— start of Exercise materials —

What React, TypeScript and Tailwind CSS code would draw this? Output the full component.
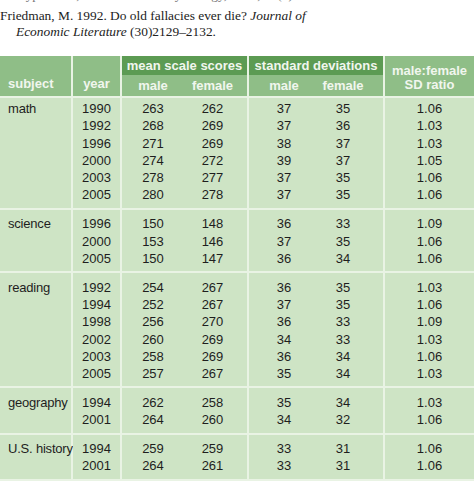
import React from "react";

type Row = [string, string, string, string, string, string];
const groups: { subject: string; rows: Row[] }[] = [
  {
    subject: "math",
    rows: [
      ["1990", "263", "262", "37", "35", "1.06"],
      ["1992", "268", "269", "37", "36", "1.03"],
      ["1996", "271", "269", "38", "37", "1.03"],
      ["2000", "274", "272", "39", "37", "1.05"],
      ["2003", "278", "277", "37", "35", "1.06"],
      ["2005", "280", "278", "37", "35", "1.06"],
    ],
  },
  {
    subject: "science",
    rows: [
      ["1996", "150", "148", "36", "33", "1.09"],
      ["2000", "153", "146", "37", "35", "1.06"],
      ["2005", "150", "147", "36", "34", "1.06"],
    ],
  },
  {
    subject: "reading",
    rows: [
      ["1992", "254", "267", "36", "35", "1.03"],
      ["1994", "252", "267", "37", "35", "1.06"],
      ["1998", "256", "270", "36", "33", "1.09"],
      ["2002", "260", "269", "34", "33", "1.03"],
      ["2003", "258", "269", "36", "34", "1.06"],
      ["2005", "257", "267", "35", "34", "1.03"],
    ],
  },
  {
    subject: "geography",
    rows: [
      ["1994", "262", "258", "35", "34", "1.03"],
      ["2001", "264", "260", "34", "32", "1.06"],
    ],
  },
  {
    subject: "U.S. history",
    rows: [
      ["1994", "259", "259", "33", "31", "1.06"],
      ["2001", "264", "261", "33", "31", "1.06"],
    ],
  },
];

const cell = "bg-[#cee4c5]";
const rowH = "h-[17.3px] leading-[17.3px]";

function Group({ subject, rows, first }: { subject: string; rows: Row[]; first: boolean }) {
  const pad = first ? "pt-[2px] pb-[4px]" : "pt-[5.5px] pb-[4px]";
  return (
    <div className="flex gap-[2px]">
      <div className={`${cell} ${pad} w-[71px] pl-[8px]`}>
        <div className={`${rowH} whitespace-nowrap tracking-[-0.2px]`}>{subject}</div>
      </div>
      <div className={`${cell} ${pad} w-[47px] flex flex-col items-center`}>
        {rows.map((r, i) => (
          <div key={i} className={rowH}>{r[0]}</div>
        ))}
      </div>
      <div className={`${cell} ${pad} w-[125px] flex flex-col`}>
        {rows.map((r, i) => (
          <div key={i} className={`${rowH} flex`}>
            <div className="w-[62px] text-center">{r[1]}</div>
            <div className="w-[57px] text-center">{r[2]}</div>
          </div>
        ))}
      </div>
      <div className={`${cell} ${pad} w-[134px] flex flex-col`}>
        {rows.map((r, i) => (
          <div key={i} className={`${rowH} flex`}>
            <div className="w-[70px] text-center">{r[3]}</div>
            <div className="w-[48px] text-center">{r[4]}</div>
          </div>
        ))}
      </div>
      <div className={`${cell} ${pad} flex-1 flex flex-col items-center`}>
        {rows.map((r, i) => (
          <div key={i} className={rowH}>{r[5]}</div>
        ))}
      </div>
    </div>
  );
}

export default function App() {
  return (
    <div className="w-[474px] h-[482px] overflow-hidden bg-white">
      <div
        className="text-[13.4px] leading-[16px] text-[#222]"
        style={{ fontFamily: '"Liberation Serif", serif' }}
      >
        <div className="-mt-[13px] h-[16px] pl-[16px] text-[#777] whitespace-nowrap">
          Hypothesis, J. Educational Psychology, 1994, 86(4):593
        </div>
        <div className="mt-[5px] whitespace-nowrap">
          Friedman, M. 1992. Do old fallacies ever die? <i>Journal of</i>
        </div>
        <div className="pl-[16px] whitespace-nowrap">
          <i>Economic Literature</i> (30)2129–2132.
        </div>
      </div>

      <div
        className="mt-[16px] bg-[#e9f3e4] flex flex-col gap-[2px] pb-[2px] text-[13px] text-[#1e1e1e]"
        style={{ fontFamily: '"Liberation Sans", Arial, sans-serif' }}
      >
        <div className="flex gap-[2px] h-[40px] text-[13px] font-bold text-[#f1f6ee]">
          <div className="w-[71px] bg-[#8fbe87] pl-[8px] flex items-end pb-[2px]">
            <span className="leading-[20px]">subject</span>
          </div>
          <div className="w-[47px] bg-[#8fbe87] flex items-end justify-center pb-[2px]">
            <span className="leading-[20px]">year</span>
          </div>
          <div className="w-[125px] bg-[#8fbe87] flex flex-col">
            <div className="h-[19px] bg-[#5c9b53] flex items-center justify-center leading-[19px]">
              mean scale scores
            </div>
            <div className="flex flex-1 items-center">
              <div className="w-[62px] text-center">male</div>
              <div className="w-[57px] text-center">female</div>
            </div>
          </div>
          <div className="w-[134px] bg-[#8fbe87] flex flex-col">
            <div className="h-[19px] bg-[#5c9b53] flex items-center justify-center leading-[19px]">
              standard deviations
            </div>
            <div className="flex flex-1 items-center">
              <div className="w-[70px] text-center">male</div>
              <div className="w-[48px] text-center">female</div>
            </div>
          </div>
          <div className="flex-1 bg-[#8fbe87] flex flex-col items-center justify-center pt-[4px] leading-[14px]">
            <div>male:female</div>
            <div>SD ratio</div>
          </div>
        </div>
        {groups.map((g, i) => (
          <Group key={g.subject} subject={g.subject} rows={g.rows} first={i === 0} />
        ))}
      </div>
    </div>
  );
}
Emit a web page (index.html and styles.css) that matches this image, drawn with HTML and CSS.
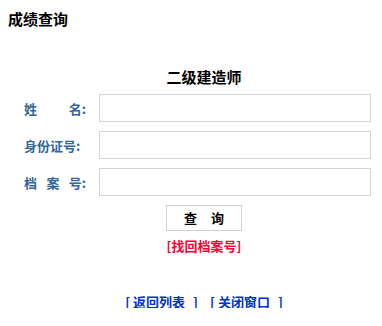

— end of Exercise materials —

**To do:** Omit the pictures and restate the rest of the records verbatim.

**Completed task:**
What React, TypeScript and Tailwind CSS code would draw this? Output the full component.
import React from "react";

type Row = [string, string, string, string, string, string];
const groups: { subject: string; rows: Row[] }[] = [
  {
    subject: "math",
    rows: [
      ["1990", "263", "262", "37", "35", "1.06"],
      ["1992", "268", "269", "37", "36", "1.03"],
      ["1996", "271", "269", "38", "37", "1.03"],
      ["2000", "274", "272", "39", "37", "1.05"],
      ["2003", "278", "277", "37", "35", "1.06"],
      ["2005", "280", "278", "37", "35", "1.06"],
    ],
  },
  {
    subject: "science",
    rows: [
      ["1996", "150", "148", "36", "33", "1.09"],
      ["2000", "153", "146", "37", "35", "1.06"],
      ["2005", "150", "147", "36", "34", "1.06"],
    ],
  },
  {
    subject: "reading",
    rows: [
      ["1992", "254", "267", "36", "35", "1.03"],
      ["1994", "252", "267", "37", "35", "1.06"],
      ["1998", "256", "270", "36", "33", "1.09"],
      ["2002", "260", "269", "34", "33", "1.03"],
      ["2003", "258", "269", "36", "34", "1.06"],
      ["2005", "257", "267", "35", "34", "1.03"],
    ],
  },
  {
    subject: "geography",
    rows: [
      ["1994", "262", "258", "35", "34", "1.03"],
      ["2001", "264", "260", "34", "32", "1.06"],
    ],
  },
  {
    subject: "U.S. history",
    rows: [
      ["1994", "259", "259", "33", "31", "1.06"],
      ["2001", "264", "261", "33", "31", "1.06"],
    ],
  },
];

const cell = "bg-[#cee4c5]";
const rowH = "h-[17.3px] leading-[17.3px]";

function Group({ subject, rows, first }: { subject: string; rows: Row[]; first: boolean }) {
  const pad = first ? "pt-[2px] pb-[4px]" : "pt-[5.5px] pb-[4px]";
  return (
    <div className="flex gap-[2px]">
      <div className={`${cell} ${pad} w-[71px] pl-[8px]`}>
        <div className={`${rowH} whitespace-nowrap tracking-[-0.2px]`}>{subject}</div>
      </div>
      <div className={`${cell} ${pad} w-[47px] flex flex-col items-center`}>
        {rows.map((r, i) => (
          <div key={i} className={rowH}>{r[0]}</div>
        ))}
      </div>
      <div className={`${cell} ${pad} w-[125px] flex flex-col`}>
        {rows.map((r, i) => (
          <div key={i} className={`${rowH} flex`}>
            <div className="w-[62px] text-center">{r[1]}</div>
            <div className="w-[57px] text-center">{r[2]}</div>
          </div>
        ))}
      </div>
      <div className={`${cell} ${pad} w-[134px] flex flex-col`}>
        {rows.map((r, i) => (
          <div key={i} className={`${rowH} flex`}>
            <div className="w-[70px] text-center">{r[3]}</div>
            <div className="w-[48px] text-center">{r[4]}</div>
          </div>
        ))}
      </div>
      <div className={`${cell} ${pad} flex-1 flex flex-col items-center`}>
        {rows.map((r, i) => (
          <div key={i} className={rowH}>{r[5]}</div>
        ))}
      </div>
    </div>
  );
}

export default function App() {
  return (
    <div className="w-[474px] h-[482px] overflow-hidden bg-white">
      <div
        className="text-[13.4px] leading-[16px] text-[#222]"
        style={{ fontFamily: '"Liberation Serif", serif' }}
      >
        <div className="-mt-[13px] h-[16px] pl-[16px] text-[#777] whitespace-nowrap">
          Hypothesis, J. Educational Psychology, 1994, 86(4):593
        </div>
        <div className="mt-[5px] whitespace-nowrap">
          Friedman, M. 1992. Do old fallacies ever die? <i>Journal of</i>
        </div>
        <div className="pl-[16px] whitespace-nowrap">
          <i>Economic Literature</i> (30)2129–2132.
        </div>
      </div>

      <div
        className="mt-[16px] bg-[#e9f3e4] flex flex-col gap-[2px] pb-[2px] text-[13px] text-[#1e1e1e]"
        style={{ fontFamily: '"Liberation Sans", Arial, sans-serif' }}
      >
        <div className="flex gap-[2px] h-[40px] text-[13px] font-bold text-[#f1f6ee]">
          <div className="w-[71px] bg-[#8fbe87] pl-[8px] flex items-end pb-[2px]">
            <span className="leading-[20px]">subject</span>
          </div>
          <div className="w-[47px] bg-[#8fbe87] flex items-end justify-center pb-[2px]">
            <span className="leading-[20px]">year</span>
          </div>
          <div className="w-[125px] bg-[#8fbe87] flex flex-col">
            <div className="h-[19px] bg-[#5c9b53] flex items-center justify-center leading-[19px]">
              mean scale scores
            </div>
            <div className="flex flex-1 items-center">
              <div className="w-[62px] text-center">male</div>
              <div className="w-[57px] text-center">female</div>
            </div>
          </div>
          <div className="w-[134px] bg-[#8fbe87] flex flex-col">
            <div className="h-[19px] bg-[#5c9b53] flex items-center justify-center leading-[19px]">
              standard deviations
            </div>
            <div className="flex flex-1 items-center">
              <div className="w-[70px] text-center">male</div>
              <div className="w-[48px] text-center">female</div>
            </div>
          </div>
          <div className="flex-1 bg-[#8fbe87] flex flex-col items-center justify-center pt-[4px] leading-[14px]">
            <div>male:female</div>
            <div>SD ratio</div>
          </div>
        </div>
        {groups.map((g, i) => (
          <Group key={g.subject} subject={g.subject} rows={g.rows} first={i === 0} />
        ))}
      </div>
    </div>
  );
}
Emit a web page (index.html and styles.css) that matches this image, drawn with HTML and CSS.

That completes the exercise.